Where a line contains the word "index", copy that line in full.

DATA SHOWN:
· · · · · · ·

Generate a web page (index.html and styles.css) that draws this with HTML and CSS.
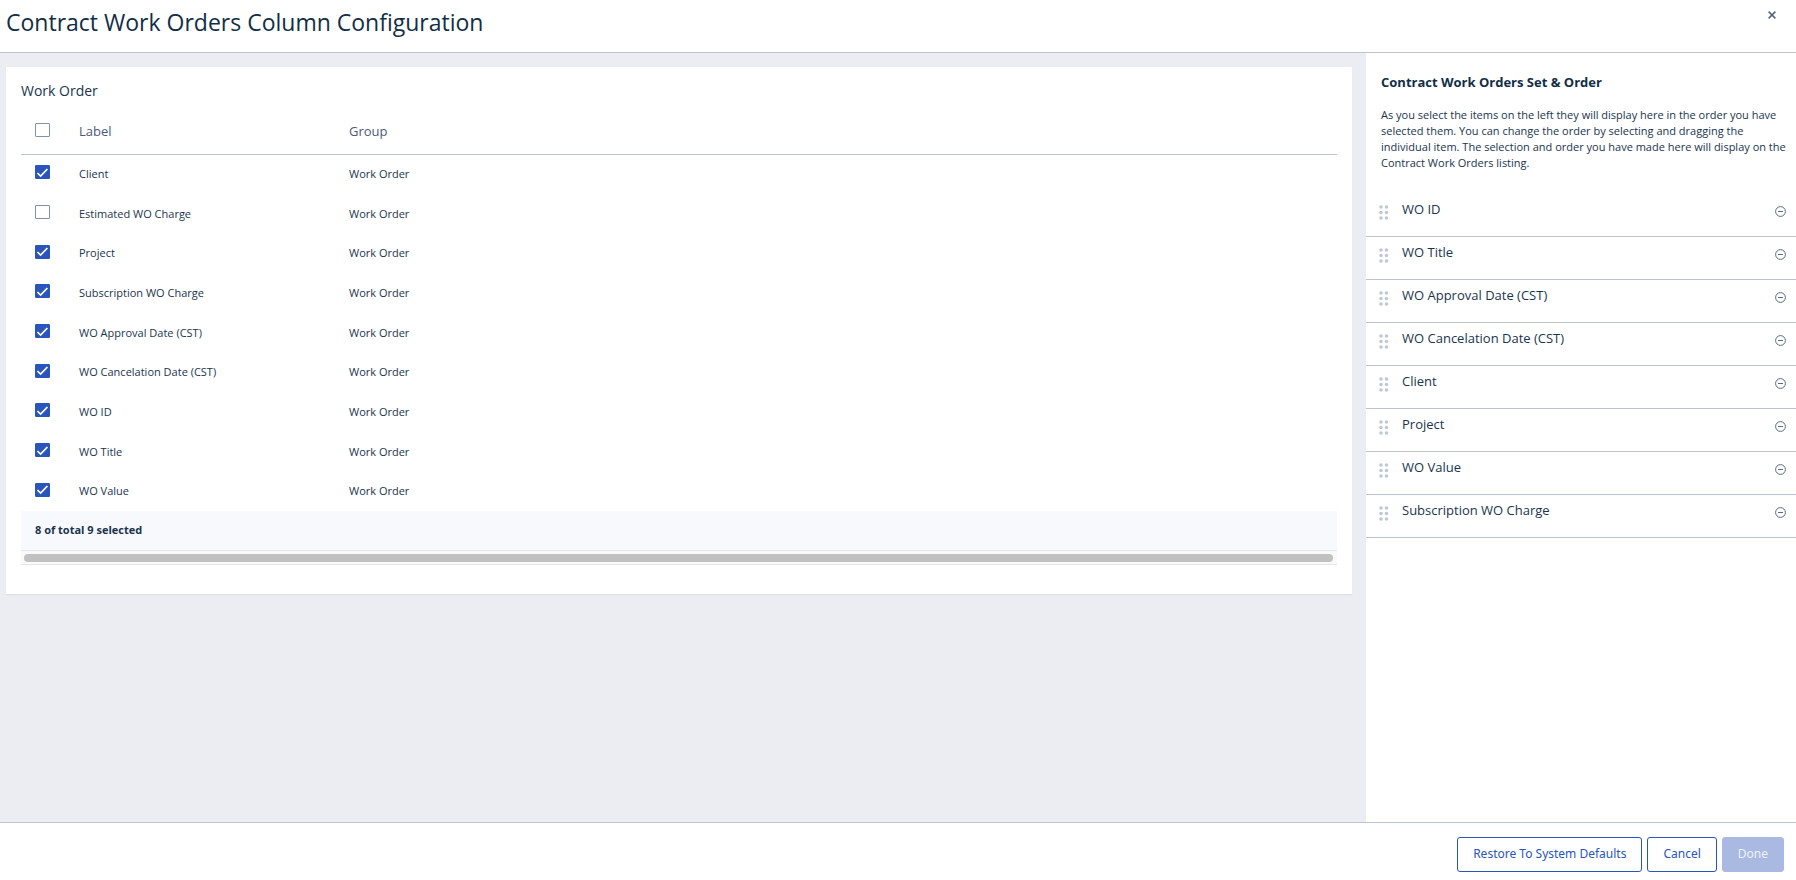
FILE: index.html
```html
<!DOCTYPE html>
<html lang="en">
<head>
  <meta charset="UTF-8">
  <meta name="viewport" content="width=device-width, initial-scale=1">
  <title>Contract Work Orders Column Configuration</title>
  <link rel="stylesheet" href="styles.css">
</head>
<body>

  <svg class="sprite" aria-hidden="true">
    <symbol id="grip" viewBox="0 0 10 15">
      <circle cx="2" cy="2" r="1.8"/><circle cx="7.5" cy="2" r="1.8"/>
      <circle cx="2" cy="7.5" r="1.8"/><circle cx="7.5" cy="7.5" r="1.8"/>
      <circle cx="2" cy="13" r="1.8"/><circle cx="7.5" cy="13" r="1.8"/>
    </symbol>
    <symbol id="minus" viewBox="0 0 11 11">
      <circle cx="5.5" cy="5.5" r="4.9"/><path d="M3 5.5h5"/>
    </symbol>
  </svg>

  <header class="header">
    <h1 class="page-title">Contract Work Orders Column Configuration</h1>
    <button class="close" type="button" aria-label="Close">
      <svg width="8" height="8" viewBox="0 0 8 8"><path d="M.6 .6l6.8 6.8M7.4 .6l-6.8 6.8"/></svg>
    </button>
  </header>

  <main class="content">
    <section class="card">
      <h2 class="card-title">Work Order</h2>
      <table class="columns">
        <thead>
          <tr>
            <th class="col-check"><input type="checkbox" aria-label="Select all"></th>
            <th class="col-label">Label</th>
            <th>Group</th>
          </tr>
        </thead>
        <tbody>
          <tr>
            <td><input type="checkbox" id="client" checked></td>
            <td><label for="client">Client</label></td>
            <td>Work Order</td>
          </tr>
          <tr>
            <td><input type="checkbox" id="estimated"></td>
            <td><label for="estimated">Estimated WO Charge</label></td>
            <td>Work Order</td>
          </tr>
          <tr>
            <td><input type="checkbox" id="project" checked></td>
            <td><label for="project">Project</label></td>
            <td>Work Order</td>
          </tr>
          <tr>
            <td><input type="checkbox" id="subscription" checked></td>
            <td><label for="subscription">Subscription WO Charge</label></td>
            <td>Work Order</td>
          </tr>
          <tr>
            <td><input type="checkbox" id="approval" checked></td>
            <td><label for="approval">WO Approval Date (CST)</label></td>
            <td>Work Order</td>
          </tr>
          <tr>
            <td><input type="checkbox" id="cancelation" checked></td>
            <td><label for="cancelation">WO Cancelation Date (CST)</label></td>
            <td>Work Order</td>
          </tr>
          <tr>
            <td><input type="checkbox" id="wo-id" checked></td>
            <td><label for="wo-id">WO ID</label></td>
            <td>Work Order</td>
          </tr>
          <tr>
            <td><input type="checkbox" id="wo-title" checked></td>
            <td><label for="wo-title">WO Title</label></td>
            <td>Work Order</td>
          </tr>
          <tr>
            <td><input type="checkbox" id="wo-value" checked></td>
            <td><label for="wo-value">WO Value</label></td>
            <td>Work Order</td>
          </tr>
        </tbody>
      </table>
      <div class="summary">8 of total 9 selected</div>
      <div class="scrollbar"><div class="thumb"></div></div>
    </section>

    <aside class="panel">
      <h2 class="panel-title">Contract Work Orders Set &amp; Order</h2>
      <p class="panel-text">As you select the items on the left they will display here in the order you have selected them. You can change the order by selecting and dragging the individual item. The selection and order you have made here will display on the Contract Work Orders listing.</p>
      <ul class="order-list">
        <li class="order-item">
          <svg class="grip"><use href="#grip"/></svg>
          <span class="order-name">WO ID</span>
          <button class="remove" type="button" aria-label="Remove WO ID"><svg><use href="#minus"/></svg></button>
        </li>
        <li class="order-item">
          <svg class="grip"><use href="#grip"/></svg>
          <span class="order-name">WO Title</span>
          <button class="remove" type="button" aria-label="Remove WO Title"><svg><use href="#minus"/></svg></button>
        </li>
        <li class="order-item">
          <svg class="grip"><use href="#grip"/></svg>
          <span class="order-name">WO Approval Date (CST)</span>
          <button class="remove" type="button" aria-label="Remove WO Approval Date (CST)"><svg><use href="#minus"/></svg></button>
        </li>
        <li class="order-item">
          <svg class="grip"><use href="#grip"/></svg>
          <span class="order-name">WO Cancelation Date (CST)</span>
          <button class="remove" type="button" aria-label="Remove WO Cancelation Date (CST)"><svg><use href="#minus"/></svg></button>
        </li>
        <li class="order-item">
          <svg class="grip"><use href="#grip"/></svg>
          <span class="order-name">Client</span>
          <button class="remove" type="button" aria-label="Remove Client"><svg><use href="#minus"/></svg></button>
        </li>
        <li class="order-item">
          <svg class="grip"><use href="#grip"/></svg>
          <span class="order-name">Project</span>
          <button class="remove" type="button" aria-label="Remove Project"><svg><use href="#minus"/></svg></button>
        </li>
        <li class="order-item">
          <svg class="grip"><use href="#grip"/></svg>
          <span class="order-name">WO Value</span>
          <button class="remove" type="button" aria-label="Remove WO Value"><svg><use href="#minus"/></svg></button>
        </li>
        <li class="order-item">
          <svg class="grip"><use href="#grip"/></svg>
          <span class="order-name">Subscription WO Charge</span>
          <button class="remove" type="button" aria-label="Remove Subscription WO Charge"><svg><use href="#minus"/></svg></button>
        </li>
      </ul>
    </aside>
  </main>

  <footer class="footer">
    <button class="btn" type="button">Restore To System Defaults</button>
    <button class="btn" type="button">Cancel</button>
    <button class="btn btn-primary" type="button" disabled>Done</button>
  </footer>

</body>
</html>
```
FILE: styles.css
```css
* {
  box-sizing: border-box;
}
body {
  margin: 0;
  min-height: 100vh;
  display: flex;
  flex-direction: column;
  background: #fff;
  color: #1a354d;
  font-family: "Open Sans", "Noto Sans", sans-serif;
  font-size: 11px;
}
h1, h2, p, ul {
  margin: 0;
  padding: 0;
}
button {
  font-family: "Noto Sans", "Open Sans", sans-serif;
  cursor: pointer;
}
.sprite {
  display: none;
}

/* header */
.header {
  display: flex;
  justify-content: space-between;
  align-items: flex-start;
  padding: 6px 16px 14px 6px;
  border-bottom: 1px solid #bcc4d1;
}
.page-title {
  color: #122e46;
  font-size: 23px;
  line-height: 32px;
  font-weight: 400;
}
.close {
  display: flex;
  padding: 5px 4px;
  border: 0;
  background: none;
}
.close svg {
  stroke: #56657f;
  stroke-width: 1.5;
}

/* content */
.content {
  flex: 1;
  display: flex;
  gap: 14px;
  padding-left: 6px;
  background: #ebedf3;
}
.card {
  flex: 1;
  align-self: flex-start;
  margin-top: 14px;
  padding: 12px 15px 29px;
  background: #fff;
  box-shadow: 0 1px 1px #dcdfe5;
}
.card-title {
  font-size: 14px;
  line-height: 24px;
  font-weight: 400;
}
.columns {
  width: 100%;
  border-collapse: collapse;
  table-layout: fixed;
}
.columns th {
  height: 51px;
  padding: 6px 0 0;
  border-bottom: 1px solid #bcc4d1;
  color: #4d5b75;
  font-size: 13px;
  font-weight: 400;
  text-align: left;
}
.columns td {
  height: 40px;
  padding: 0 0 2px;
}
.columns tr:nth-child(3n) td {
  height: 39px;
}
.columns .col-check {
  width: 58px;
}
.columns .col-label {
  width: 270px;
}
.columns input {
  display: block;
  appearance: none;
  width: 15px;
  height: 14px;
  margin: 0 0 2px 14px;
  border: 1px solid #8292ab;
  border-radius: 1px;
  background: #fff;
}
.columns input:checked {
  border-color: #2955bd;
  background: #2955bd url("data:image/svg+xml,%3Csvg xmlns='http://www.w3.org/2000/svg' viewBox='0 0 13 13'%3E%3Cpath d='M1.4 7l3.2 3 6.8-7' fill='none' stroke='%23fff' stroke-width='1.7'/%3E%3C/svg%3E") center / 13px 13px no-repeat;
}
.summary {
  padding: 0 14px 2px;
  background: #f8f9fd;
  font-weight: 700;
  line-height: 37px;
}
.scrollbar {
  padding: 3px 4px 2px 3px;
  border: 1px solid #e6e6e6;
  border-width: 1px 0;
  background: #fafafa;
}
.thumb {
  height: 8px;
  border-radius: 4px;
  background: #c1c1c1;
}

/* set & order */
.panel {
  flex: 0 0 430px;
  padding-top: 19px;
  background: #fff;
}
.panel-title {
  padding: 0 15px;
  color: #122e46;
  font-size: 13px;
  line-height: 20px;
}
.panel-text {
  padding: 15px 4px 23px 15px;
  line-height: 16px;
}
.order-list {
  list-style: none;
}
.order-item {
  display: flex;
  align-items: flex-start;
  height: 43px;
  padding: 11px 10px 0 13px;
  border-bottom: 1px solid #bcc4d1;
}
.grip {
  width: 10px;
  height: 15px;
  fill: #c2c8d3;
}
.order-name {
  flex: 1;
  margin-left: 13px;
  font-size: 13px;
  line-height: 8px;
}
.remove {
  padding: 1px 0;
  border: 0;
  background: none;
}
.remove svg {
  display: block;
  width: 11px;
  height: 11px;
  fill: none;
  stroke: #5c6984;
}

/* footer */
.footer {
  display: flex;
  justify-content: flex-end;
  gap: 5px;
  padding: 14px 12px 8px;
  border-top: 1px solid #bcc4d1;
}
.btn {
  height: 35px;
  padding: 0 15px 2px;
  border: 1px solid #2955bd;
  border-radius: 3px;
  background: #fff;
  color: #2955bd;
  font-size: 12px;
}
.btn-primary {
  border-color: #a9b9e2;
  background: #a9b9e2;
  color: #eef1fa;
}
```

· · · · · · ·

TASK RESULT:
Generate a web page (index.html and styles.css) that draws this with HTML and CSS.
FILE: index.html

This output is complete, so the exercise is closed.